I was reading through a site called
the Power of Moms. They have a weekly question and this week's one hit close to home for me. A woman wrote in saying that she was a stay at home mom while her husband was pursuing a graduate degree. She felt that he was passing her by intellectually and that she often felt uneducated while socializing at his work parties. They couldn't afford to have her go back to school and she didn't want to leave raising her child to another so she posed the question of how she could advance her learning while still raising her son?
image sourceI have often thought of this myself. After Aaron graduated from one of the top business schools in the country he passed his CPA exam and joined with one of the "Big 4" accounting firms. Now he is moving up the corporate ladder one day at a time and find myself looking further and further up the road to see his little form moving ahead. I don't want to be left behind. But I also acknowledge that I am where I am supposed to be right now (at home).
At the wedding this weekend I found myself talking with friends and family of the bride and groom and after talking about my daughter, where we lived, the basics, I felt like that was all I had to offer. So we kept the conversation geared towards their work, their pursuit of another job, the pros and cons of what they do etc.. and I realized how sheltered I'd been lately with my local girlfriends where we talk all day long about our kids and running the household. Now, there is nothing wrong with that. But when it came time to talk with people who were walking differently through life I felt strangely behind and lacking in accomplishments.
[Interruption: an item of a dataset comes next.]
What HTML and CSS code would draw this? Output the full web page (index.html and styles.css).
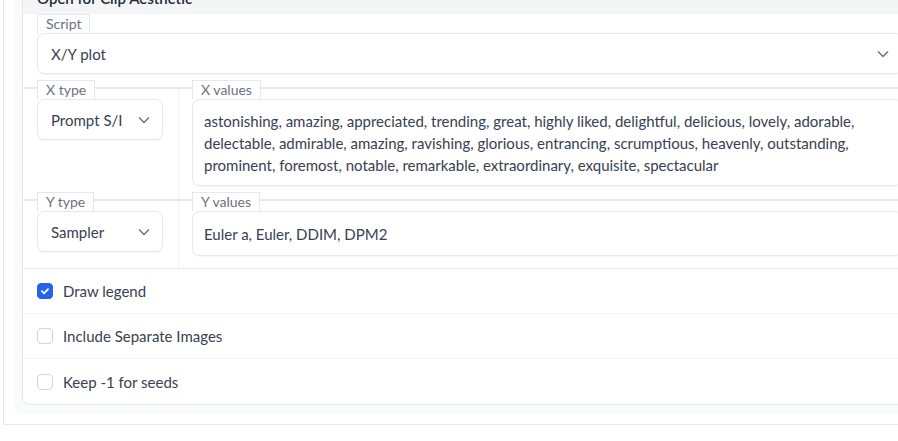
FILE: index.html
```html
<!DOCTYPE html>
<html lang="en">
<head>
  <meta charset="UTF-8" />
  <title>X/Y plot</title>
  <link rel="stylesheet" href="styles.css">
</head>
<body>

  <div class="outer">
    <div class="panel">
      <div class="header">Open for Clip Aesthetic</div>
      <div class="inner">

        <div class="block script-block">
          <span class="label">Script</span>
          <div class="dropdown">
            <span>X/Y plot</span>
            <svg class="chevron" viewBox="0 0 12 8"><path d="M1 1.5l5 5 5-5"/></svg>
          </div>
        </div>

        <div class="row">
          <div class="cell cell-type">
            <span class="label">X type</span>
            <div class="dropdown">
              <span>Prompt S/I</span>
              <svg class="chevron" viewBox="0 0 12 8"><path d="M1 1.5l5 5 5-5"/></svg>
            </div>
          </div>
          <div class="cell cell-values">
            <span class="label">X values</span>
            <div class="textbox">astonishing, amazing, appreciated, trending, great, highly liked, delightful, delicious, lovely, adorable, delectable, admirable, amazing, ravishing, glorious, entrancing, scrumptious, heavenly, outstanding, prominent, foremost, notable, remarkable, extraordinary, exquisite, spectacular</div>
          </div>
        </div>

        <div class="row row-y">
          <div class="cell cell-type">
            <span class="label">Y type</span>
            <div class="dropdown">
              <span>Sampler</span>
              <svg class="chevron" viewBox="0 0 12 8"><path d="M1 1.5l5 5 5-5"/></svg>
            </div>
          </div>
          <div class="cell cell-values">
            <span class="label">Y values</span>
            <div class="textbox">Euler a, Euler, DDIM, DPM2</div>
          </div>
        </div>

        <div class="checks">
          <label class="check">
            <span class="box checked">
              <svg viewBox="0 0 16 16"><path d="M4.5 8.2l2.4 2.4 4.6-4.8"/></svg>
            </span>
            Draw legend
          </label>
          <label class="check">
            <span class="box"></span>
            Include Separate Images
          </label>
          <label class="check">
            <span class="box"></span>
            Keep -1 for seeds
          </label>
        </div>

      </div>
    </div>
  </div>

</body>
</html>
```

FILE: styles.css
```css
* {
  box-sizing: border-box;
}
body {
  margin: 0;
  font-family: Lato, 'Liberation Sans', sans-serif;
  font-size: 15px;
  color: #374151;
  background: #fff;
  overflow: hidden;
}
.outer {
  margin: -40px -16px 0 3px;
  border: 1px solid #e5e7eb;
  padding: 10px;
}
.panel {
  background: #f9fafb;
  border-radius: 0 0 0 8px;
  padding: 0 0 9px 8px;
}
.header {
  height: 51px;
  padding: 17px 14px 0;
  line-height: 20px;
  font-weight: 600;
  color: #1f2937;
  background: #f4f5f7;
  border: 1px solid #e5e7eb;
  border-top: none;
  border-radius: 0 0 0 8px;
}
.inner {
  background: #fff;
  border: 1px solid #e5e7eb;
  border-top: none;
  border-radius: 0 0 0 8px;
}
.label {
  display: inline-block;
  margin-top: -9px;
  padding: 0 8px;
  height: 19px;
  line-height: 18px;
  font-size: 14px;
  color: #6b7280;
  background: #fff;
  border: 1px solid #e5e7eb;
  border-bottom: none;
  vertical-align: top;
}
.block {
  padding: 0 0 13px 14px;
}
.script-block .label {
  display: block;
  width: fit-content;
  margin-top: -8px;
}
.dropdown {
  display: flex;
  align-items: center;
  justify-content: space-between;
  height: 41px;
  padding: 0 12px 0 13px;
  border: 1px solid #e5e7eb;
  border-radius: 7px;
  background: #fff;
  box-shadow: 0 1px 2px rgba(0,0,0,0.04);
}
.chevron {
  width: 12px;
  height: 8px;
  fill: none;
  stroke: #6b7280;
  stroke-width: 1.5;
}
.row {
  display: flex;
  border-top: 2px solid #e5e7eb;
}
.cell {
  display: flex;
  flex-direction: column;
  align-items: flex-start;
  padding-bottom: 13px;
}
.cell .dropdown,
.cell .textbox {
  align-self: stretch;
}
.cell-type {
  width: 156px;
  flex: none;
  padding: 0 15px 0 14px;
  border-right: 1px solid #f3f4f6;
}
.cell-values {
  flex: 1;
  padding: 0 0 13px 13px;
}
.textbox {
  padding: 10px 12px 9px 11px;
  line-height: 22px;
  border: 1px solid #e5e7eb;
  border-radius: 7px;
  box-shadow: 0 1px 2px rgba(0,0,0,0.04);
}
.row-y .cell-values {
  padding-bottom: 12px;
}
.row-y .textbox {
  height: 45px;
  padding-top: 11px;
}
.checks {
  border-top: 1px solid #e5e7eb;
}
.check {
  display: flex;
  align-items: center;
  gap: 10px;
  height: 45px;
  padding-left: 14px;
  border-bottom: 1px solid #f3f4f6;
}
.check:last-child {
  border-bottom: none;
}
.box {
  width: 16px;
  height: 16px;
  border: 1px solid #d1d5db;
  border-radius: 4px;
  background: #fff;
}
.box.checked {
  background: #2563eb;
  border-color: #2563eb;
}
.box svg {
  display: block;
  width: 14px;
  height: 14px;
  fill: none;
  stroke: #fff;
  stroke-width: 2;
  stroke-linecap: round;
  stroke-linejoin: round;
}
```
The answers women posted provided many great ideas, some of which I've decided to implement myself:
1) Subscribe to monthly journals from the field you graduated in. Or, I could add, take up reading the local paper, the NYTimes or Wall Street Journal.
2) Take an evening class at a local community college once or twice a week.
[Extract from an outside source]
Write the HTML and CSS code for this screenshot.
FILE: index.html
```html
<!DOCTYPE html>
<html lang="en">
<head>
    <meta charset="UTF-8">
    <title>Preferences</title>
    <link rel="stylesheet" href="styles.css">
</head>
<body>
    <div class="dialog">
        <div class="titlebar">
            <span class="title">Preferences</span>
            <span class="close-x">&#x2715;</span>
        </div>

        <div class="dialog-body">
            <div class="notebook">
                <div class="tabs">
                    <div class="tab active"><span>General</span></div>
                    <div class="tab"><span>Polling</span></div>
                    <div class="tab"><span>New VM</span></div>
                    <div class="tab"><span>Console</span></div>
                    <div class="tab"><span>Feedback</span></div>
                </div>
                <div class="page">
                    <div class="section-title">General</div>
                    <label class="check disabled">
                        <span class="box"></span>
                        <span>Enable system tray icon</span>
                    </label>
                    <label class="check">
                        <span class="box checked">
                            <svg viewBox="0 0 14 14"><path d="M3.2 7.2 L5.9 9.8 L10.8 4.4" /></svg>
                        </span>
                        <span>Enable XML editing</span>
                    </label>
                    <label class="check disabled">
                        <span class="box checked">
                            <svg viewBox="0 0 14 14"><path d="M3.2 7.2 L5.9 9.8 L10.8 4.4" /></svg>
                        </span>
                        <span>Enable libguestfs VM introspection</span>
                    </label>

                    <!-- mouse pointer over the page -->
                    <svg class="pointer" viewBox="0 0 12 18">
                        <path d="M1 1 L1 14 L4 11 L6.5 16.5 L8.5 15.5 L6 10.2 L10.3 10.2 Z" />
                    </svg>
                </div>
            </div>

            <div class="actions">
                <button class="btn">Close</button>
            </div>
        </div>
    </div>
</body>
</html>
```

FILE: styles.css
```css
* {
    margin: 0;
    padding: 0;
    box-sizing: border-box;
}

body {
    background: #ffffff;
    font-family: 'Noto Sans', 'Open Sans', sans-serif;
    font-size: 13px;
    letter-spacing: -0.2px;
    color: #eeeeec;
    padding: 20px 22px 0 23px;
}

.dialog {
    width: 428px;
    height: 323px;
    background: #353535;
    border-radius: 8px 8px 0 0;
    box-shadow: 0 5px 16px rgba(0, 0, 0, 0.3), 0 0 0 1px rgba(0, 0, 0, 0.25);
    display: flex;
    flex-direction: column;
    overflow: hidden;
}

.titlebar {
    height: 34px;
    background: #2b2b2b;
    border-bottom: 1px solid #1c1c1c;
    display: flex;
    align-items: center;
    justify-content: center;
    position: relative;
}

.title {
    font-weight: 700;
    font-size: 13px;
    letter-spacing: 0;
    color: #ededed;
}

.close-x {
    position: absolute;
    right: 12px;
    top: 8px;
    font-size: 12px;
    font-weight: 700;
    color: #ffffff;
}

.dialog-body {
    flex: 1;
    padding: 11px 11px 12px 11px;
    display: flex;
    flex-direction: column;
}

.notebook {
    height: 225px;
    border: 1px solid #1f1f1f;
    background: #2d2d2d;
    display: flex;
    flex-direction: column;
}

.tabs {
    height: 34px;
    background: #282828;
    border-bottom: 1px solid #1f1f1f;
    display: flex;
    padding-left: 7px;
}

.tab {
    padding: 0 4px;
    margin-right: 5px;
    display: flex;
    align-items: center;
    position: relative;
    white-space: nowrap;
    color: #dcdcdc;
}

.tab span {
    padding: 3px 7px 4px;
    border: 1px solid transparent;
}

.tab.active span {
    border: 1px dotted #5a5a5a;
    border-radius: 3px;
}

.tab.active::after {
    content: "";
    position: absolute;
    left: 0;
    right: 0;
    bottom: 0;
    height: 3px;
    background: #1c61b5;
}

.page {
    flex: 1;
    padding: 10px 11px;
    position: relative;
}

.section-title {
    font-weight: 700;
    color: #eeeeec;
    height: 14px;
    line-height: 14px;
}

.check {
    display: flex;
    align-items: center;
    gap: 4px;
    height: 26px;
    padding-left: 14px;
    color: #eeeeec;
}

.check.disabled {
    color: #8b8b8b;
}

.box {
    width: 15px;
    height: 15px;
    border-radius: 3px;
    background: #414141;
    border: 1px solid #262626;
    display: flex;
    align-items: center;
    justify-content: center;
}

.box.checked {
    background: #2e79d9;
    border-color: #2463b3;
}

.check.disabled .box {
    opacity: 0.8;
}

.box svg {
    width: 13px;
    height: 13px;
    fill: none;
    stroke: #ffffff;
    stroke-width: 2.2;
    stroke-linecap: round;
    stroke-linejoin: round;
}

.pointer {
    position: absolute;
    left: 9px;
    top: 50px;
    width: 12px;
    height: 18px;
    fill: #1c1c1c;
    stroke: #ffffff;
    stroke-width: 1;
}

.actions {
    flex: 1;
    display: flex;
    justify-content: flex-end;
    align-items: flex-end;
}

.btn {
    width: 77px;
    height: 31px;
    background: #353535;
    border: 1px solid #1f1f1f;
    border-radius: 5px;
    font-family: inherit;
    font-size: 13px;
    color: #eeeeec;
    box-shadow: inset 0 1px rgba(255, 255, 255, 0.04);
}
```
3) Keep in mind that life won't be this way for long. Kids grow up!
4) Read more nonfiction as opposed to novels or 'beach reads'
5) Learn a new craft, skill or sport. It keeps your mind sharp and in the pattern of learning.
6) Take an online class (BYU offers free personal enrichment courses)
7) Take this time to learn from your children. You can learn a lot of things at this time in life that you couldn't otherwise in an institution like a university.
8) The book A Thomas Jefferson Education (
http://www.tjed.org/) learn education a traditional way.
9) Create a place to record the things you learn everyday. Such as journaling, scrapbooking or a notebook to write down things you learn. If you're in a book group, jot down notes to make your reading approach more analytic.
10) Motherhood is a career. Look up and find out ways you can be the best person for the job.
11). Find something you're interested in, gardening, another language, swimming, sewing etc. Take up a challenge. Research the heck out of it during your spare time through the internet, library, others in that field, a specific group that meets each month. When you've mastered it, move onto the next interest you have.
12) Make a list of the "classics" and read one novel at a time. (Aaron is actually doing this and I'm amazed the list of books he has read and will be reading)
13). Susan Wise Bauer's book The Well Educated Mind.
14). "Books with a goal". A woman had the GOAL of parent teaching gymnastics to children. Then she RESEARCHED 100's of books. EXPERIENCED taking her kids to local gymnastics classes to see what she liked and didn't like. READ online articles about child development, left brain, right brain development etc. All towards her aforementioned goal.
This Q & A session gave me so much insight into what I can also do while raising Toothless. Do you have any other ideas? Something you're working on now?
*disclaimer: this is in no way implying that motherhood is not "enough", that you have to be worldly to be accomplished or that Aaron is leaving me in the dust. It is simply a list of ideas suggested for one who feels the urge to broaden their intellect and capabilities while maintaining their primary duties be it in the home or at work.